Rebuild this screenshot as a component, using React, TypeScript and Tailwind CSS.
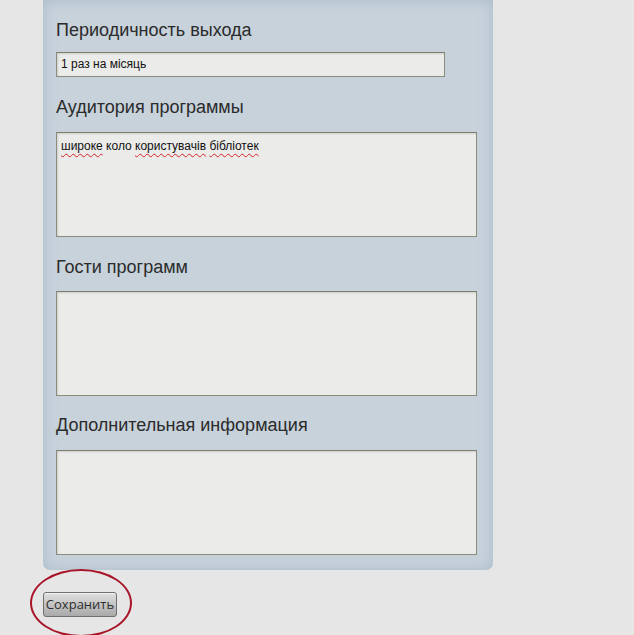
export default function App() {
  const boxCls =
    "bg-[#ebebe9] border border-[#8c8c7c] border-t-[#7d7d6d] shadow-[inset_1px_1px_2px_rgba(0,0,0,0.12)]";
  const labelCls = "h-[22px] leading-[22px] text-[18px] text-[#2b2b2b]";
  const wavy = "underline decoration-wavy decoration-[#d4252a] decoration-1 underline-offset-[3px]";

  return (
    <div
      className="min-h-[635px] w-full bg-[#e6e6e6] pl-[43px] overflow-hidden"
      style={{ fontFamily: '"Liberation Sans", Arial, sans-serif' }}
    >
      <div className="w-[450px] h-[570px] rounded-b-[7px] bg-[#c7d2db] shadow-[inset_0_0_14px_rgba(150,172,192,0.55)] pl-[13px] pt-[19px] flex flex-col">
        <div className={labelCls}>Периодичность выхода</div>
        <div className={`${boxCls} mt-[11px] w-[389px] h-[25px] pl-[4px] text-[12px] leading-[23px] text-[#111]`}>
          1 раз на місяць
        </div>

        <div className={`${labelCls} mt-[19px]`}>Аудитория программы</div>
        <div className={`${boxCls} mt-[14px] w-[421px] h-[105px] pl-[4px] pt-[6px] text-[12px] leading-[15px] text-[#111]`}>
          <span className={wavy}>широке</span> коло <span className={wavy}>користувачів</span>{" "}
          <span className={wavy}>бібліотек</span>
        </div>

        <div className={`${labelCls} mt-[19px]`}>Гости программ</div>
        <div className={`${boxCls} mt-[13px] w-[421px] h-[105px]`} />

        <div className={`${labelCls} mt-[18px]`}>Дополнительная информация</div>
        <div className={`${boxCls} mt-[14px] w-[421px] h-[105px]`} />
      </div>

      <div className="relative mt-[22px] w-[74px] h-[25px]">
        <button
          className="w-[74px] h-[25px] rounded-[3px] border border-[#6f6f6f] bg-gradient-to-b from-[#e0e0e0] via-[#c4c4c4] to-[#a9a9a9] text-[13px] text-[#2e2e2e] shadow-[inset_0_1px_0_rgba(255,255,255,0.6)]"
          style={{ fontFamily: '"Open Sans", "DejaVu Sans", sans-serif' }}
        >
          Сохранить
        </button>
        <div className="absolute left-[-13px] top-[-23px] w-[102px] h-[68px] rounded-[50%] border-[2.5px] border-[#a91528] pointer-events-none" />
      </div>
    </div>
  );
}
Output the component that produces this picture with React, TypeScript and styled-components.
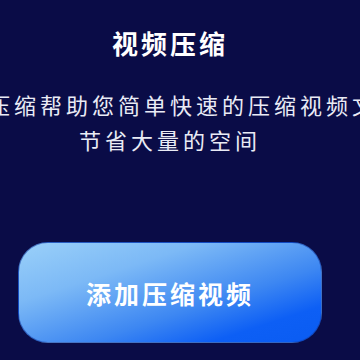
import React from 'react';
import styled, { createGlobalStyle } from 'styled-components';

const GlobalStyle = createGlobalStyle`
  html, body {
    margin: 0;
    padding: 0;
    background: #0a0c47;
  }
  body {
    font-family: "Noto Sans CJK SC", "Noto Sans", sans-serif;
    overflow: hidden;
  }
`;

const Page = styled.div`
  width: 360px;
  height: 360px;
  background: #0a0c47;
  overflow: hidden;
`;

const Content = styled.div`
  width: 340px;
  display: flex;
  flex-direction: column;
  align-items: center;
  padding-top: 25px;
`;

const Title = styled.h1`
  margin: 0;
  font-size: 26px;
  line-height: 36px;
  font-weight: 700;
  letter-spacing: 3px;
  color: #ffffff;
  white-space: nowrap;
`;

const Description = styled.div`
  margin-top: 26px;
  display: flex;
  flex-direction: column;
  align-items: center;
`;

const DescLine = styled.span`
  font-size: 22px;
  line-height: 35px;
  letter-spacing: 4px;
  color: #e9ebf5;
  white-space: nowrap;
`;

const AddButton = styled.button`
  margin-top: 85px;
  width: 304px;
  height: 101px;
  border: 1px solid rgba(20, 60, 160, 0.6);
  border-radius: 30px;
  background: linear-gradient(162deg, #9ad0f9 0%, #7cb9f6 30%, #3d87f2 62%, #0d5ff5 82%, #0a5cf2 100%);
  color: #ffffff;
  font-family: "Noto Sans CJK SC", "Noto Sans", sans-serif;
  font-size: 25px;
  font-weight: 700;
  letter-spacing: 3px;
  padding: 0;
  cursor: pointer;
`;

export default function App() {
  return (
    <>
      <GlobalStyle />
      <Page>
        <Content>
          <Title>视频压缩</Title>
          <Description>
            <DescLine>视频压缩帮助您简单快速的压缩视频文件</DescLine>
            <DescLine>节省大量的空间</DescLine>
          </Description>
          <AddButton>添加压缩视频</AddButton>
        </Content>
      </Page>
    </>
  );
}
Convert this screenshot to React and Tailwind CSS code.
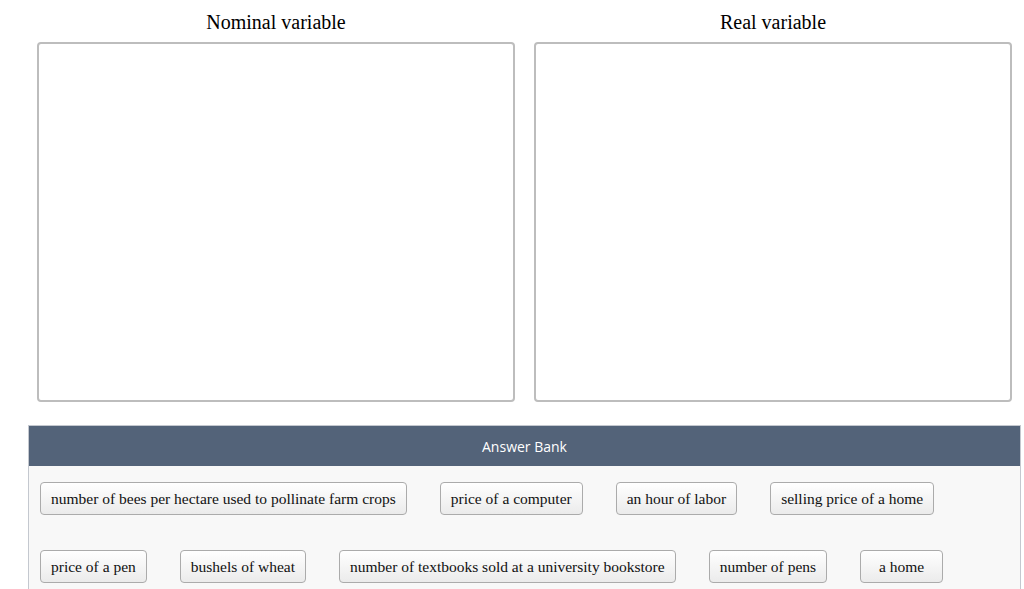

• **Task requirements**
Please write out all the data again word for word, but not the pictures.

• **Exercise solution**
Rebuild this screenshot as a component, using React, TypeScript and Tailwind CSS.
export default function App() {
  const boxCls =
    "bg-[#ebebe9] border border-[#8c8c7c] border-t-[#7d7d6d] shadow-[inset_1px_1px_2px_rgba(0,0,0,0.12)]";
  const labelCls = "h-[22px] leading-[22px] text-[18px] text-[#2b2b2b]";
  const wavy = "underline decoration-wavy decoration-[#d4252a] decoration-1 underline-offset-[3px]";

  return (
    <div
      className="min-h-[635px] w-full bg-[#e6e6e6] pl-[43px] overflow-hidden"
      style={{ fontFamily: '"Liberation Sans", Arial, sans-serif' }}
    >
      <div className="w-[450px] h-[570px] rounded-b-[7px] bg-[#c7d2db] shadow-[inset_0_0_14px_rgba(150,172,192,0.55)] pl-[13px] pt-[19px] flex flex-col">
        <div className={labelCls}>Периодичность выхода</div>
        <div className={`${boxCls} mt-[11px] w-[389px] h-[25px] pl-[4px] text-[12px] leading-[23px] text-[#111]`}>
          1 раз на місяць
        </div>

        <div className={`${labelCls} mt-[19px]`}>Аудитория программы</div>
        <div className={`${boxCls} mt-[14px] w-[421px] h-[105px] pl-[4px] pt-[6px] text-[12px] leading-[15px] text-[#111]`}>
          <span className={wavy}>широке</span> коло <span className={wavy}>користувачів</span>{" "}
          <span className={wavy}>бібліотек</span>
        </div>

        <div className={`${labelCls} mt-[19px]`}>Гости программ</div>
        <div className={`${boxCls} mt-[13px] w-[421px] h-[105px]`} />

        <div className={`${labelCls} mt-[18px]`}>Дополнительная информация</div>
        <div className={`${boxCls} mt-[14px] w-[421px] h-[105px]`} />
      </div>

      <div className="relative mt-[22px] w-[74px] h-[25px]">
        <button
          className="w-[74px] h-[25px] rounded-[3px] border border-[#6f6f6f] bg-gradient-to-b from-[#e0e0e0] via-[#c4c4c4] to-[#a9a9a9] text-[13px] text-[#2e2e2e] shadow-[inset_0_1px_0_rgba(255,255,255,0.6)]"
          style={{ fontFamily: '"Open Sans", "DejaVu Sans", sans-serif' }}
        >
          Сохранить
        </button>
        <div className="absolute left-[-13px] top-[-23px] w-[102px] h-[68px] rounded-[50%] border-[2.5px] border-[#a91528] pointer-events-none" />
      </div>
    </div>
  );
}
Output the component that produces this picture with React, TypeScript and styled-components.
import React from 'react';
import styled, { createGlobalStyle } from 'styled-components';

const GlobalStyle = createGlobalStyle`
  html, body {
    margin: 0;
    padding: 0;
    background: #0a0c47;
  }
  body {
    font-family: "Noto Sans CJK SC", "Noto Sans", sans-serif;
    overflow: hidden;
  }
`;

const Page = styled.div`
  width: 360px;
  height: 360px;
  background: #0a0c47;
  overflow: hidden;
`;

const Content = styled.div`
  width: 340px;
  display: flex;
  flex-direction: column;
  align-items: center;
  padding-top: 25px;
`;

const Title = styled.h1`
  margin: 0;
  font-size: 26px;
  line-height: 36px;
  font-weight: 700;
  letter-spacing: 3px;
  color: #ffffff;
  white-space: nowrap;
`;

const Description = styled.div`
  margin-top: 26px;
  display: flex;
  flex-direction: column;
  align-items: center;
`;

const DescLine = styled.span`
  font-size: 22px;
  line-height: 35px;
  letter-spacing: 4px;
  color: #e9ebf5;
  white-space: nowrap;
`;

const AddButton = styled.button`
  margin-top: 85px;
  width: 304px;
  height: 101px;
  border: 1px solid rgba(20, 60, 160, 0.6);
  border-radius: 30px;
  background: linear-gradient(162deg, #9ad0f9 0%, #7cb9f6 30%, #3d87f2 62%, #0d5ff5 82%, #0a5cf2 100%);
  color: #ffffff;
  font-family: "Noto Sans CJK SC", "Noto Sans", sans-serif;
  font-size: 25px;
  font-weight: 700;
  letter-spacing: 3px;
  padding: 0;
  cursor: pointer;
`;

export default function App() {
  return (
    <>
      <GlobalStyle />
      <Page>
        <Content>
          <Title>视频压缩</Title>
          <Description>
            <DescLine>视频压缩帮助您简单快速的压缩视频文件</DescLine>
            <DescLine>节省大量的空间</DescLine>
          </Description>
          <AddButton>添加压缩视频</AddButton>
        </Content>
      </Page>
    </>
  );
}
Convert this screenshot to React and Tailwind CSS code.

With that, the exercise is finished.